● **THE PROBLEM**: Retype exactly what runs from the first line of the data to the line with "const COL = 533 / 8;", keeping both of those lines and skipping pictures.

● **GIVEN DATA**:
----

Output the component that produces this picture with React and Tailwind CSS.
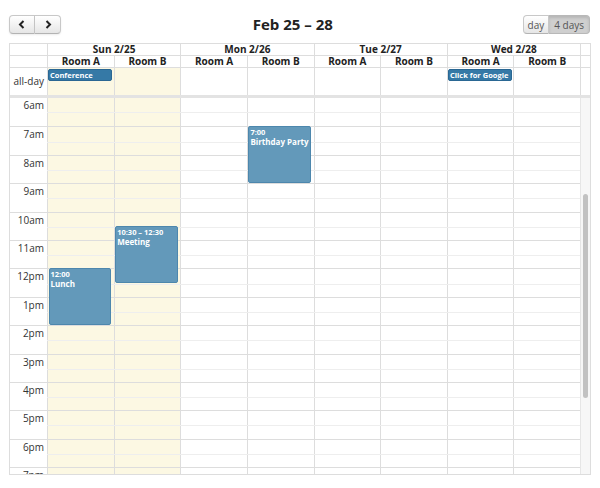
import React from 'react';

const days = [
  { label: 'Sun 2/25', today: true },
  { label: 'Mon 2/26' },
  { label: 'Tue 2/27' },
  { label: 'Wed 2/28' },
];

const hours = ['6am', '7am', '8am', '9am', '10am', '11am', '12pm', '1pm', '2pm', '3pm', '4pm', '5pm', '6pm', '7pm'];

const HOUR = 28.4;
const COL = 533 / 8;

// timed events: col index, start hour offset from 6am, duration in hours
const events = [
  { col: 3, start: 1, dur: 2, time: '7:00', title: 'Birthday Party' },
  { col: 1, start: 4.5, dur: 2, time: '10:30 – 12:30', title: 'Meeting' },
  { col: 0, start: 6, dur: 2, time: '12:00', title: 'Lunch' },
];

const Chevron = ({ dir }) => (
  <svg width="8" height="9" viewBox="0 0 8 9">
    <polyline
      points={dir === 'left' ? '5.5,1 2,4.5 5.5,8' : '2.5,1 6,4.5 2.5,8'}
      fill="none"
      stroke="#222"
      strokeWidth="2"
    />
  </svg>
);

const App = () => {
  const cols = days.flatMap(d => [
    { room: 'Room A', today: d.today },
    { room: 'Room B', today: d.today },
  ]);

  return (
    <div className="w-[600px] h-[488px] bg-white text-[#333]" style={{ fontFamily: '"Open Sans", "DejaVu Sans", sans-serif' }}>
      {/* toolbar */}
      <div className="flex items-start justify-between pl-[9px] pr-[10px] pt-[15px] h-[43px]">
        <div className="flex">
          <button className="w-[26px] h-[19px] flex items-center justify-center border border-[#c8c8c8] border-b-[#b3b3b3] rounded-l-[4px] bg-gradient-to-b from-white to-[#e6e6e6] shadow-[0_1px_2px_rgba(0,0,0,0.08)]">
            <Chevron dir="left" />
          </button>
          <button className="w-[26px] h-[19px] flex items-center justify-center border border-l-0 border-[#c8c8c8] border-b-[#b3b3b3] rounded-r-[4px] bg-gradient-to-b from-white to-[#e6e6e6] shadow-[0_1px_2px_rgba(0,0,0,0.08)]">
            <Chevron dir="right" />
          </button>
        </div>
        <div className="text-[15px] font-bold text-[#222] leading-[19px] pl-[2px]">Feb 25 – 28</div>
        <div className="flex">
          <button className="h-[19px] px-[4px] text-[10px] text-[#555] border border-[#c8c8c8] border-b-[#b3b3b3] rounded-l-[4px] bg-gradient-to-b from-white to-[#e6e6e6] leading-none">day</button>
          <button className="h-[19px] px-[5px] text-[10px] text-[#555] border border-l-0 border-[#b8b8b8] rounded-r-[4px] bg-[#cfcfcf] shadow-[inset_0_2px_3px_rgba(0,0,0,0.12)] leading-none">4 days</button>
        </div>
      </div>

      {/* calendar table */}
      <div className="ml-[9px] w-[582px] border border-[#ddd]">
        {/* day header */}
        <div className="flex h-[12px] border-b border-[#ddd]">
          <div className="w-[37px]" />
          <div className="flex-1 grid grid-cols-4">
            {days.map(d => (
              <div key={d.label} className="border-l border-[#ddd] text-center text-[10px] font-bold leading-[11px] text-[#222]">{d.label}</div>
            ))}
          </div>
          <div className="w-[10px] border-l border-[#ddd]" />
        </div>
        {/* room header */}
        <div className="flex h-[12px] border-b border-[#ddd]">
          <div className="w-[37px]" />
          <div className="flex-1 grid grid-cols-8">
            {cols.map((c, i) => (
              <div key={i} className="border-l border-[#ddd] text-center text-[10px] font-bold leading-[11px] text-[#222]">{c.room}</div>
            ))}
          </div>
          <div className="w-[10px] border-l border-[#ddd]" />
        </div>
        {/* all-day row */}
        <div className="flex h-[27px]">
          <div className="w-[37px] flex items-center justify-end pr-[3px] text-[10px] text-[#333]">all-day</div>
          <div className="flex-1 grid grid-cols-8 relative">
            {cols.map((c, i) => (
              <div key={i} className={`border-l border-[#ddd] ${c.today ? 'bg-[#fcf8e3]' : ''}`} />
            ))}
            <div className="absolute left-[1px] top-[1px] w-[64px] h-[12px] bg-[#3579a6] border border-[#2a6793] rounded-[2px] text-white text-[7.5px] font-bold leading-[10px] px-[1px] overflow-hidden whitespace-nowrap">Conference</div>
            <div className="absolute left-[401px] top-[1px] w-[64px] h-[12px] bg-[#3579a6] border border-[#2a6793] rounded-[2px] text-white text-[7.5px] font-bold leading-[10px] px-[1px] overflow-hidden whitespace-nowrap">Click for Google</div>
          </div>
          <div className="w-[10px] border-l border-[#ddd]" />
        </div>
        <div className="h-[3px] bg-[#e3e3e3]" />

        {/* time body */}
        <div className="flex h-[376px] overflow-hidden">
          <div className="flex-1 relative overflow-hidden">
            <div className="flex h-full">
              <div className="w-[37px]" />
              <div className="flex-1 grid grid-cols-8">
                {cols.map((c, i) => (
                  <div key={i} className={`border-l border-[#ddd] ${c.today ? 'bg-[#fcf8e3]' : ''}`} />
                ))}
              </div>
            </div>
            {/* slot lines */}
            <div className="absolute inset-0">
              {hours.map((h, i) => (
                <div key={h} className={`h-[28.4px] ${i > 0 ? 'border-t border-[#ddd]' : ''}`}>
                  <div className="flex h-[14.2px]">
                    <div className="w-[37px] text-right pr-[3px] text-[10px] leading-[14px] text-[#333]">{h}</div>
                  </div>
                  <div className="ml-[37px] border-t border-[#eeeeee]" />
                </div>
              ))}
            </div>
            {/* events */}
            {events.map(e => (
              <div
                key={e.title}
                className="absolute bg-[#6399ba] border border-[#4d87ad] rounded-[2px] text-white px-[1px] overflow-hidden"
                style={{
                  left: 37 + e.col * COL + 1.5,
                  width: COL - 4,
                  top: e.start * HOUR,
                  height: e.dur * HOUR,
                }}
              >
                <div className="text-[7.5px] font-bold leading-[10px] whitespace-nowrap">{e.time}</div>
                <div className="text-[8px] font-bold leading-[10px] whitespace-nowrap">{e.title}</div>
              </div>
            ))}
          </div>
          {/* scrollbar */}
          <div className="w-[10px] border-l border-[#e6e6e6] bg-[#f7f7f7] pt-[96px]">
            <div className="ml-[2px] w-[5px] h-[204px] rounded-full bg-[#c2c2c2]" />
          </div>
        </div>
      </div>
    </div>
  );
};

export default App;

----

● **ANSWER TO THIS EXERCISE**:
Output the component that produces this picture with React and Tailwind CSS.
import React from 'react';

const days = [
  { label: 'Sun 2/25', today: true },
  { label: 'Mon 2/26' },
  { label: 'Tue 2/27' },
  { label: 'Wed 2/28' },
];

const hours = ['6am', '7am', '8am', '9am', '10am', '11am', '12pm', '1pm', '2pm', '3pm', '4pm', '5pm', '6pm', '7pm'];

const HOUR = 28.4;
const COL = 533 / 8;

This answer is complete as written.